-- Interface markup and scripts --
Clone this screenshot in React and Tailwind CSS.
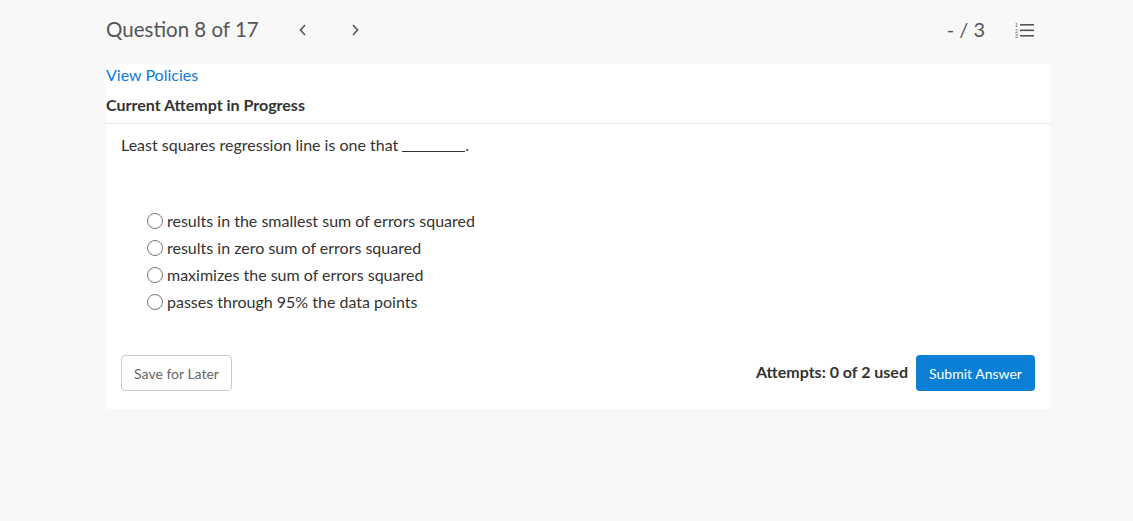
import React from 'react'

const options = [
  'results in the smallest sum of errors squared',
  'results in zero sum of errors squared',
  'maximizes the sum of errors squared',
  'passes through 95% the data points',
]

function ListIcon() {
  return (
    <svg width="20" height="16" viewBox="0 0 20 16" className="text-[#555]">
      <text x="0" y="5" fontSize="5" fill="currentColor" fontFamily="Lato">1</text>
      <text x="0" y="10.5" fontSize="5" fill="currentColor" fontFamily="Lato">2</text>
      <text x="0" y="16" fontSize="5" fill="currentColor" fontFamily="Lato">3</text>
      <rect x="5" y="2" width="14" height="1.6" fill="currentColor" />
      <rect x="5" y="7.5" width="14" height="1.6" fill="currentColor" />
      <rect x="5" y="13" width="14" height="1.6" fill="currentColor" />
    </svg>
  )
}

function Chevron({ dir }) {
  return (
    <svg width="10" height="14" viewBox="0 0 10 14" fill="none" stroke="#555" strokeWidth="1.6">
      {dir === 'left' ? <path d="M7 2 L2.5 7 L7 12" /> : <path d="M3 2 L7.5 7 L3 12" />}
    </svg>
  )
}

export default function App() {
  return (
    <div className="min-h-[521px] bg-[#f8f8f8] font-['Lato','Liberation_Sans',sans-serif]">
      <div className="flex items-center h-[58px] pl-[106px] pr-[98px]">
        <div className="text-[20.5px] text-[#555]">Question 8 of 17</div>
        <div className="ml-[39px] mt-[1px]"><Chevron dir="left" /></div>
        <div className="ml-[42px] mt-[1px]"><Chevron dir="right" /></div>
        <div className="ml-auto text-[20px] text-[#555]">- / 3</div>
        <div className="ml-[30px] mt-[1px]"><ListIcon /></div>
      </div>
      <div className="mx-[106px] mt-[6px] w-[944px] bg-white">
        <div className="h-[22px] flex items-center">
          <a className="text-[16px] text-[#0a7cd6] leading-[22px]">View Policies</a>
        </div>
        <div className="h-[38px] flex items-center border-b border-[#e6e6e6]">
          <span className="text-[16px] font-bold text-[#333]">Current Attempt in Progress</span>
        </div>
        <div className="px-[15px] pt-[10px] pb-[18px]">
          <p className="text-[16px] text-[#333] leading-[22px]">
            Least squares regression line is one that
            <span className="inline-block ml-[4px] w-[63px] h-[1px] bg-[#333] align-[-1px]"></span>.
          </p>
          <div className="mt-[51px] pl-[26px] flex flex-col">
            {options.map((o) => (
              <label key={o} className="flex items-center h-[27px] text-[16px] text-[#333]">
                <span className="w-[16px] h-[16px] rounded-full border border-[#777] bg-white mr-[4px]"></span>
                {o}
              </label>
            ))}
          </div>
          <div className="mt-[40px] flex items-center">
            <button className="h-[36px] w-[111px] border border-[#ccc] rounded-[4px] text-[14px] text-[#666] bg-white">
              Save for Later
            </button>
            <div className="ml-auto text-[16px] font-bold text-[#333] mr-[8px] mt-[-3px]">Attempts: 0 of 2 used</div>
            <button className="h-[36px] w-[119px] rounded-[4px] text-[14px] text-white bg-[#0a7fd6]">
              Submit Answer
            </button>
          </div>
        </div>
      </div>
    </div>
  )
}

---

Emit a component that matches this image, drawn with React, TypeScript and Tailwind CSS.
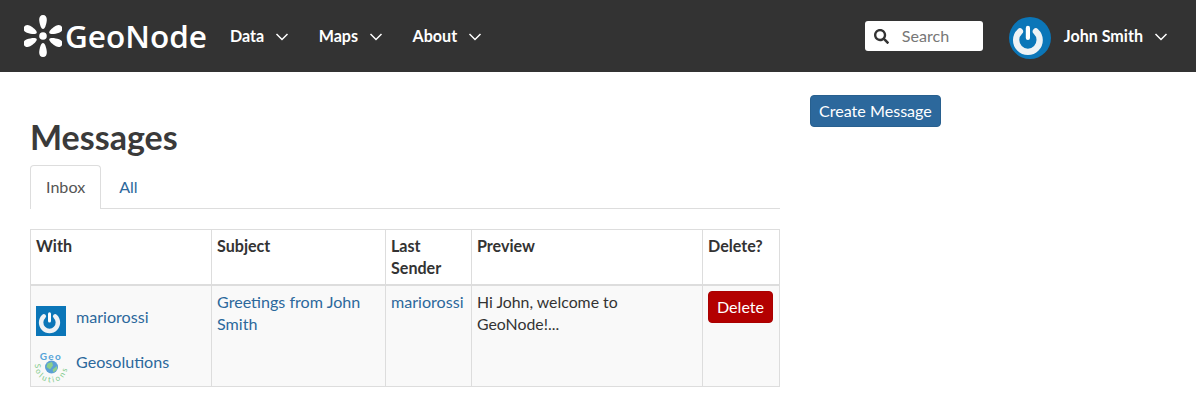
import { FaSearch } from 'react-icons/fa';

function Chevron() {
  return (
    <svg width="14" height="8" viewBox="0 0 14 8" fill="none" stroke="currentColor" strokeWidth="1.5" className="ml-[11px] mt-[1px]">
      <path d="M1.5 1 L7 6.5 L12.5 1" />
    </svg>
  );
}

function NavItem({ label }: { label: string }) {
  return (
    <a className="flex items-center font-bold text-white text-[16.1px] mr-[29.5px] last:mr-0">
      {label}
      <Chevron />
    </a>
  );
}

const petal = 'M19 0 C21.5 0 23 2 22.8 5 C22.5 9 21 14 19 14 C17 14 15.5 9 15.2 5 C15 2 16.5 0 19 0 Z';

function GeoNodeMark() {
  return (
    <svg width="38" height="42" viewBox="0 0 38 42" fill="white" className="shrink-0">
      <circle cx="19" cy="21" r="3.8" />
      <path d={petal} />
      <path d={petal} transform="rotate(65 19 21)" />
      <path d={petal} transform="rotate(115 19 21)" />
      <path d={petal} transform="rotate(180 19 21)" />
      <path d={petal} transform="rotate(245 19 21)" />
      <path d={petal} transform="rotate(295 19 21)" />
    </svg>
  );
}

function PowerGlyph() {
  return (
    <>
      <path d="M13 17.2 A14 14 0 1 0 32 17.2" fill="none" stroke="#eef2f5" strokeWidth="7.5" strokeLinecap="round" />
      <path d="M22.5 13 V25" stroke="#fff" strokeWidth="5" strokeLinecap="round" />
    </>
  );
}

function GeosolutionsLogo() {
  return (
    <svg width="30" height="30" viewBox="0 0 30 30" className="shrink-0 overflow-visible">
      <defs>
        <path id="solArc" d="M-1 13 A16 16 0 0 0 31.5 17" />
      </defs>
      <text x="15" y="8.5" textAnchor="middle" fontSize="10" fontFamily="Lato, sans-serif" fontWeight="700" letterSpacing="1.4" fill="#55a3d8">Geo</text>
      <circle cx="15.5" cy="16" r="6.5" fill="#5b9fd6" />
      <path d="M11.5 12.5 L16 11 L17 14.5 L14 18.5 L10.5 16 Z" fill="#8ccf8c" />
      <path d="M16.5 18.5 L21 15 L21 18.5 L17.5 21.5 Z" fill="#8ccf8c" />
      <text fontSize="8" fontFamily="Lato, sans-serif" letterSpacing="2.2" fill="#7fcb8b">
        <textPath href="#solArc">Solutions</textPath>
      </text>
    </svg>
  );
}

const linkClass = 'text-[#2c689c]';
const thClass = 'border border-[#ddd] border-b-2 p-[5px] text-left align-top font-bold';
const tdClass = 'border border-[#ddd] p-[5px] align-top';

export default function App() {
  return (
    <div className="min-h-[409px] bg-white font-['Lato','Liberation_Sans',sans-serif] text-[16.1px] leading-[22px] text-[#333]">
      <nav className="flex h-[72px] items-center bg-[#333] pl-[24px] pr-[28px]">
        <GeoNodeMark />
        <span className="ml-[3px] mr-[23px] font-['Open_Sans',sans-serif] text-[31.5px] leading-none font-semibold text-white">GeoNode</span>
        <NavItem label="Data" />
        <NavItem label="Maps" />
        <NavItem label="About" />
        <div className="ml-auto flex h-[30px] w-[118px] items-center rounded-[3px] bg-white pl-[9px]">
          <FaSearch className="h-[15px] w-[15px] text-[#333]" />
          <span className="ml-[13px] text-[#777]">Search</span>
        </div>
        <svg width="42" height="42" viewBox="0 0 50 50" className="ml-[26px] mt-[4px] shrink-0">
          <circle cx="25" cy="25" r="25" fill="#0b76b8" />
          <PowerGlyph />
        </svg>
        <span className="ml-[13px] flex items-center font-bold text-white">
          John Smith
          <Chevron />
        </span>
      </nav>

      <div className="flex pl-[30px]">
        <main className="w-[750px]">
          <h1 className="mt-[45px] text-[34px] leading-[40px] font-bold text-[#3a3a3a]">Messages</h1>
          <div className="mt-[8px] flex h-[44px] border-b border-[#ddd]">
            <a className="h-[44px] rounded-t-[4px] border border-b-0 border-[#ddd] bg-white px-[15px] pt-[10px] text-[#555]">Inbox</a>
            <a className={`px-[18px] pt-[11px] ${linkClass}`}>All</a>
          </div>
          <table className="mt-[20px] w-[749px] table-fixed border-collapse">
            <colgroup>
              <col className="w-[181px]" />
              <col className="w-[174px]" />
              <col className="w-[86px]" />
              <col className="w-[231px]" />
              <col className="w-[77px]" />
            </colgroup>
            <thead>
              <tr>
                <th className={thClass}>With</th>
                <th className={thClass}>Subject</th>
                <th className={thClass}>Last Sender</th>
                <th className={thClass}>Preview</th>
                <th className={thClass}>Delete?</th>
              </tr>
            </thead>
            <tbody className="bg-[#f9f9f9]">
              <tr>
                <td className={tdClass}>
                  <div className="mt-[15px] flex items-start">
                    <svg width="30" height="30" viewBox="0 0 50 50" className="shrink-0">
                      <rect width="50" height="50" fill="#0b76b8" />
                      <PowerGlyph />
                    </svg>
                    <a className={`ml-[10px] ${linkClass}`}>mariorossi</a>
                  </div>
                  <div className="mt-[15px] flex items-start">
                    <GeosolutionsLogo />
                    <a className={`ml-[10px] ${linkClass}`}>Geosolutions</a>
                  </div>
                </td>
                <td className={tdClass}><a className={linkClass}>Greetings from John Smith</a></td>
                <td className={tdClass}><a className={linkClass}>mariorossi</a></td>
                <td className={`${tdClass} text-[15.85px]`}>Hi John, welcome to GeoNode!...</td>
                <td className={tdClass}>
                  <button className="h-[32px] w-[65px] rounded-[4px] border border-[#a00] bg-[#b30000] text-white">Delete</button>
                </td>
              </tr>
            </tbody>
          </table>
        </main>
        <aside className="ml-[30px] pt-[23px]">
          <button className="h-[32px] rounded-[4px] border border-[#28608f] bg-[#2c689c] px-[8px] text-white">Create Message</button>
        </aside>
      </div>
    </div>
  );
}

---

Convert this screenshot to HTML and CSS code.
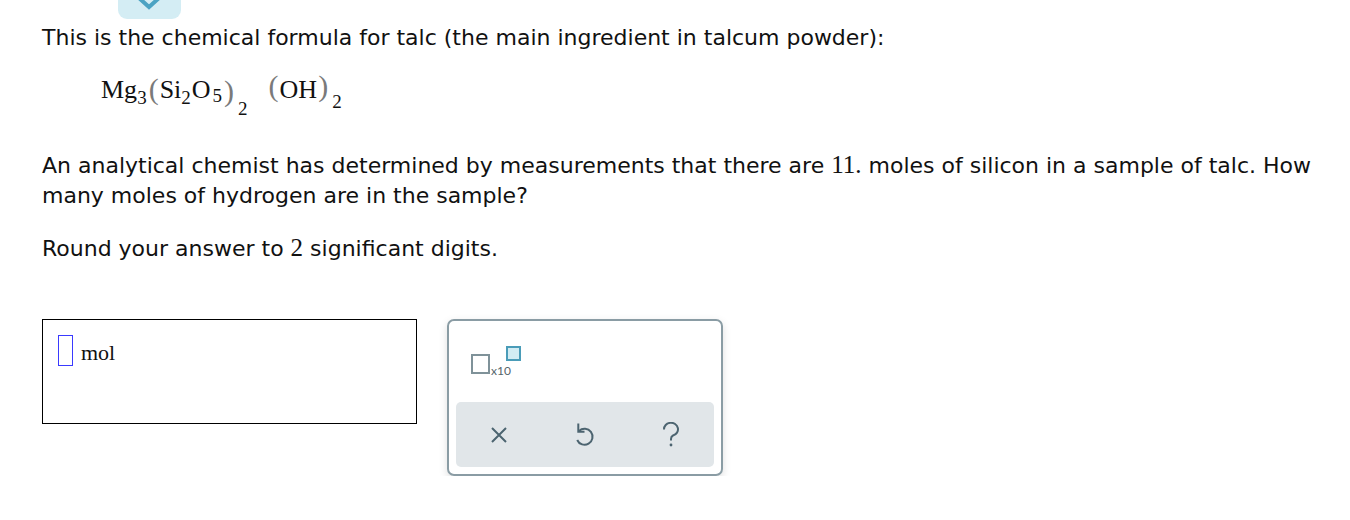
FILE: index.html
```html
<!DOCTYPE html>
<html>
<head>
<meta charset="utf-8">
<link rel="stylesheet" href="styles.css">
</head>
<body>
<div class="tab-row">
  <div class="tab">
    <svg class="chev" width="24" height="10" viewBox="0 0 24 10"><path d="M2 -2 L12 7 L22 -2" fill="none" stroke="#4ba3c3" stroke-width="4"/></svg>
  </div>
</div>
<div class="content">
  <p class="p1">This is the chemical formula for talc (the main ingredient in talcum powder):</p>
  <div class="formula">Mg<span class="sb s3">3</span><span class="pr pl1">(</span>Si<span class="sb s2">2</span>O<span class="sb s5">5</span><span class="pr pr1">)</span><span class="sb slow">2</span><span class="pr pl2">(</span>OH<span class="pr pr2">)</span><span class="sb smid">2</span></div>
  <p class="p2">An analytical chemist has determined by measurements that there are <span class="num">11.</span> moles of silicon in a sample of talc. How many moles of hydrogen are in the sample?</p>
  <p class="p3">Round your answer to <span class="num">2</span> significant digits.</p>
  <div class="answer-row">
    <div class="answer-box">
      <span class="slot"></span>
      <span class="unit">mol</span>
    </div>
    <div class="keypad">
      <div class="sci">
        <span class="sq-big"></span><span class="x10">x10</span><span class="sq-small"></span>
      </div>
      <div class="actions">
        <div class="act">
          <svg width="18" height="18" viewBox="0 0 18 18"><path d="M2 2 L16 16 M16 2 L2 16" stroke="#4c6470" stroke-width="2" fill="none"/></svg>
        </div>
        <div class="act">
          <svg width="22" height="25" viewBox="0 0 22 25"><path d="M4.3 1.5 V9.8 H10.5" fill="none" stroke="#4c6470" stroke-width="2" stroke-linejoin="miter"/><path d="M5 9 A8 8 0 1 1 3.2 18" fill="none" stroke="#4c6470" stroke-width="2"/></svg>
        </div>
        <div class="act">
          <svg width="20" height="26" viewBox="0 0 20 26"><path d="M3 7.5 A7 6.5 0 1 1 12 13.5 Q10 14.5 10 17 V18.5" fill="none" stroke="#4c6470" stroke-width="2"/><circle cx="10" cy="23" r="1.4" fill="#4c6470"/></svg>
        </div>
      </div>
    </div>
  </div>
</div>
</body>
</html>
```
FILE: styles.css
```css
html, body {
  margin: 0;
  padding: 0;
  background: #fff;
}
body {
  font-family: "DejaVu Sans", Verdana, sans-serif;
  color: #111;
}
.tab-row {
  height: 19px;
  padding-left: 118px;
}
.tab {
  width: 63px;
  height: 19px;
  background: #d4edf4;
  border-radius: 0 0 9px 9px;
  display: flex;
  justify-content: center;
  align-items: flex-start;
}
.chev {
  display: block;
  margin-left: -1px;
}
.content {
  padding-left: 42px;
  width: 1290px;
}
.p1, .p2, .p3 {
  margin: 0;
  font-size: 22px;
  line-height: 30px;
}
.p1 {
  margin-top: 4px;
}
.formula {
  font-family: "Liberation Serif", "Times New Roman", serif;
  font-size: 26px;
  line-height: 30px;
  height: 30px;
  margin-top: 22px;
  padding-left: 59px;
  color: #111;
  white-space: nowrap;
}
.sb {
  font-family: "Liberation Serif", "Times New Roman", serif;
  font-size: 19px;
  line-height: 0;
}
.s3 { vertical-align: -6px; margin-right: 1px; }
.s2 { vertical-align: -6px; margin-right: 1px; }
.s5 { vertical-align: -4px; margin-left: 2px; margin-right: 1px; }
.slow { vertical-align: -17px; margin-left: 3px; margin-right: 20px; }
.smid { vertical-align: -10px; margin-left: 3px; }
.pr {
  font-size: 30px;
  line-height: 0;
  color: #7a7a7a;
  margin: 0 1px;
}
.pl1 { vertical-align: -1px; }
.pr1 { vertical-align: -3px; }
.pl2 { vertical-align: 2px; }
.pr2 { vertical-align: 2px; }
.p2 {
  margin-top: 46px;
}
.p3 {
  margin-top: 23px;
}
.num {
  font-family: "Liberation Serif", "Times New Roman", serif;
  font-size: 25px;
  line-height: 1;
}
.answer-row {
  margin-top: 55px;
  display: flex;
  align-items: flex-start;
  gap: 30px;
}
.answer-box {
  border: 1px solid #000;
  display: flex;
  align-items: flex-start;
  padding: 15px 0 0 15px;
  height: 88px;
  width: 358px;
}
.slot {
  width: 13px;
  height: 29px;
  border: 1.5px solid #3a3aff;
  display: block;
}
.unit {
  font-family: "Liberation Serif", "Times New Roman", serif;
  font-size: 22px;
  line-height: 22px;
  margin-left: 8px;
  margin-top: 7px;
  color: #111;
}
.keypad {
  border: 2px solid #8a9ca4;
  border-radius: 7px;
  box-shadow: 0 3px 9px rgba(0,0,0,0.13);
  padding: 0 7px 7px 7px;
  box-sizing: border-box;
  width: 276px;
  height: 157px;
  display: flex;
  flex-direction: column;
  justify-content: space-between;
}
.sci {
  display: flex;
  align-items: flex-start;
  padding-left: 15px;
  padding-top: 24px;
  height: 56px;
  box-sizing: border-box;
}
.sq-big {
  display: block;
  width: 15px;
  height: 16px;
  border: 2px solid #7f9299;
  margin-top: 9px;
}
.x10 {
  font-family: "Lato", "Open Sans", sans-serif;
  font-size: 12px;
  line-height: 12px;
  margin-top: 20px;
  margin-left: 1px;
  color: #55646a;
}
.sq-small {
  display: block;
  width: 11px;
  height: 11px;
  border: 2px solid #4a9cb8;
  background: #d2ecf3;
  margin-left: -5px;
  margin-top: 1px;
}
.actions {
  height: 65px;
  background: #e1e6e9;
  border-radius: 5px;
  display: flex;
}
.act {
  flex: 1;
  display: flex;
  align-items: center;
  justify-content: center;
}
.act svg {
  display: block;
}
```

-- OBJECTIVE --
The copy should hold exactly the lines from the line with "Clone this screenshot" to the line with "import React from 'react'", both ends in, set down without any pictures and with nothing added.

-- OUTPUT --
Clone this screenshot in React and Tailwind CSS.
import React from 'react'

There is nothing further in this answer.